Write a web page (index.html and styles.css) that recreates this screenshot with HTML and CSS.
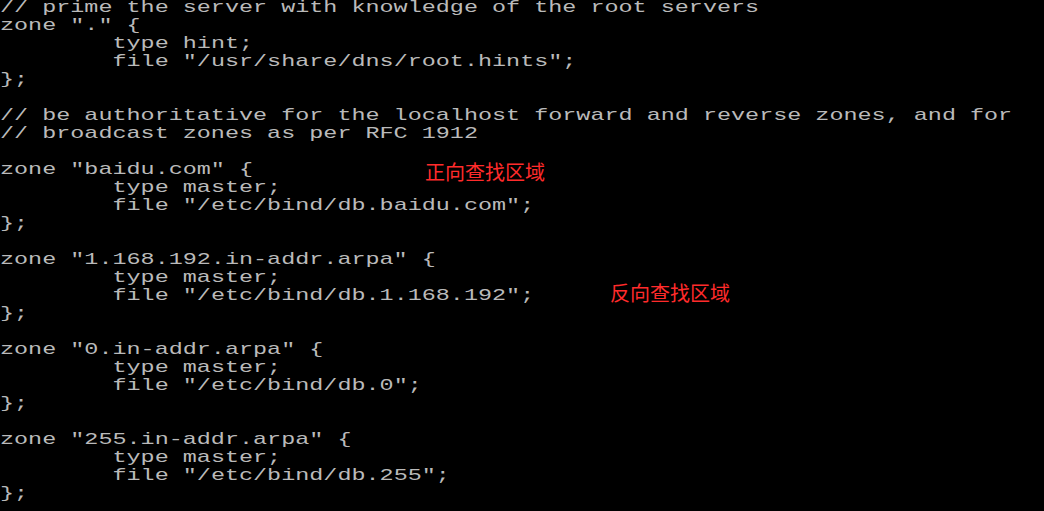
FILE: index.html
```html
<!DOCTYPE html>
<html lang="en">
<head>
    <meta charset="UTF-8">
    <meta name="viewport" content="width=device-width, initial-scale=1.0">
    <title>named.conf.default-zones</title>
    <link rel="stylesheet" href="styles.css">
</head>
<body>
    <div class="terminal">
        <div class="screen">
            <div class="ln">// prime the server with knowledge of the root servers</div>
            <div class="ln">zone "." {</div>
            <div class="ln">	type hint;</div>
            <div class="ln">	file "/usr/share/dns/root.hints";</div>
            <div class="ln">};</div>
            <div class="ln"></div>
            <div class="ln">// be authoritative for the localhost forward and reverse zones, and for</div>
            <div class="ln">// broadcast zones as per RFC 1912</div>
            <div class="ln"></div>
            <div class="ln">zone "baidu.com" {</div>
            <div class="ln">	type master;</div>
            <div class="ln">	file "/etc/bind/db.baidu.com";</div>
            <div class="ln">};</div>
            <div class="ln"></div>
            <div class="ln">zone "1.168.192.in-addr.arpa" {</div>
            <div class="ln">	type master;</div>
            <div class="ln">	file "/etc/bind/db.1.168.192";</div>
            <div class="ln">};</div>
            <div class="ln"></div>
            <div class="ln">zone "0.in-addr.arpa" {</div>
            <div class="ln">	type master;</div>
            <div class="ln">	file "/etc/bind/db.0";</div>
            <div class="ln">};</div>
            <div class="ln"></div>
            <div class="ln">zone "255.in-addr.arpa" {</div>
            <div class="ln">	type master;</div>
            <div class="ln">	file "/etc/bind/db.255";</div>
            <div class="ln">};</div>
        </div>
        <span class="note note-forward">正向查找区域</span>
        <span class="note note-reverse">反向查找区域</span>
    </div>
</body>
</html>
```

FILE: styles.css
```css
html, body {
    margin: 0;
    padding: 0;
    background-color: #000;
    height: 100%;
    overflow: hidden;
}
.terminal {
    position: relative;
    width: 1044px;
    height: 511px;
    overflow: hidden;
    background-color: #000;
}
.screen {
    width: max-content;
    margin-top: -1px;
    font-family: "Liberation Mono", "DejaVu Sans Mono", monospace;
    font-size: 17px;
    line-height: 18px;
    color: #bababa;
    transform: scaleX(1.378);
    transform-origin: 0 0;
}
.ln {
    width: max-content;
    min-height: 18px;
    white-space: pre;
    tab-size: 8;
}
/* red notes drawn over the screenshot */
.note {
    position: absolute;
    font-family: "Noto Sans CJK SC", sans-serif;
    font-size: 20px;
    line-height: 24px;
    color: #ff2b2b;
    white-space: nowrap;
}
.note-forward {
    left: 425px;
    top: 160px;
}
.note-reverse {
    left: 610px;
    top: 281px;
}
```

::::::::

§ **What you have to do**: From the listing, extract all text exactly as given and drop any picture.

§ **The result**:
Write a web page (index.html and styles.css) that recreates this screenshot with HTML and CSS.
FILE: index.html
```html
<!DOCTYPE html>
<html lang="en">
<head>
    <meta charset="UTF-8">
    <meta name="viewport" content="width=device-width, initial-scale=1.0">
    <title>named.conf.default-zones</title>
    <link rel="stylesheet" href="styles.css">
</head>
<body>
    <div class="terminal">
        <div class="screen">
            <div class="ln">// prime the server with knowledge of the root servers</div>
            <div class="ln">zone "." {</div>
            <div class="ln">	type hint;</div>
            <div class="ln">	file "/usr/share/dns/root.hints";</div>
            <div class="ln">};</div>
            <div class="ln"></div>
            <div class="ln">// be authoritative for the localhost forward and reverse zones, and for</div>
            <div class="ln">// broadcast zones as per RFC 1912</div>
            <div class="ln"></div>
            <div class="ln">zone "baidu.com" {</div>
            <div class="ln">	type master;</div>
            <div class="ln">	file "/etc/bind/db.baidu.com";</div>
            <div class="ln">};</div>
            <div class="ln"></div>
            <div class="ln">zone "1.168.192.in-addr.arpa" {</div>
            <div class="ln">	type master;</div>
            <div class="ln">	file "/etc/bind/db.1.168.192";</div>
            <div class="ln">};</div>
            <div class="ln"></div>
            <div class="ln">zone "0.in-addr.arpa" {</div>
            <div class="ln">	type master;</div>
            <div class="ln">	file "/etc/bind/db.0";</div>
            <div class="ln">};</div>
            <div class="ln"></div>
            <div class="ln">zone "255.in-addr.arpa" {</div>
            <div class="ln">	type master;</div>
            <div class="ln">	file "/etc/bind/db.255";</div>
            <div class="ln">};</div>
        </div>
        <span class="note note-forward">正向查找区域</span>
        <span class="note note-reverse">反向查找区域</span>
    </div>
</body>
</html>
```

FILE: styles.css
```css
html, body {
    margin: 0;
    padding: 0;
    background-color: #000;
    height: 100%;
    overflow: hidden;
}
.terminal {
    position: relative;
    width: 1044px;
    height: 511px;
    overflow: hidden;
    background-color: #000;
}
.screen {
    width: max-content;
    margin-top: -1px;
    font-family: "Liberation Mono", "DejaVu Sans Mono", monospace;
    font-size: 17px;
    line-height: 18px;
    color: #bababa;
    transform: scaleX(1.378);
    transform-origin: 0 0;
}
.ln {
    width: max-content;
    min-height: 18px;
    white-space: pre;
    tab-size: 8;
}
/* red notes drawn over the screenshot */
.note {
    position: absolute;
    font-family: "Noto Sans CJK SC", sans-serif;
    font-size: 20px;
    line-height: 24px;
    color: #ff2b2b;
    white-space: nowrap;
}
.note-forward {
    left: 425px;
    top: 160px;
}
.note-reverse {
    left: 610px;
    top: 281px;
}
```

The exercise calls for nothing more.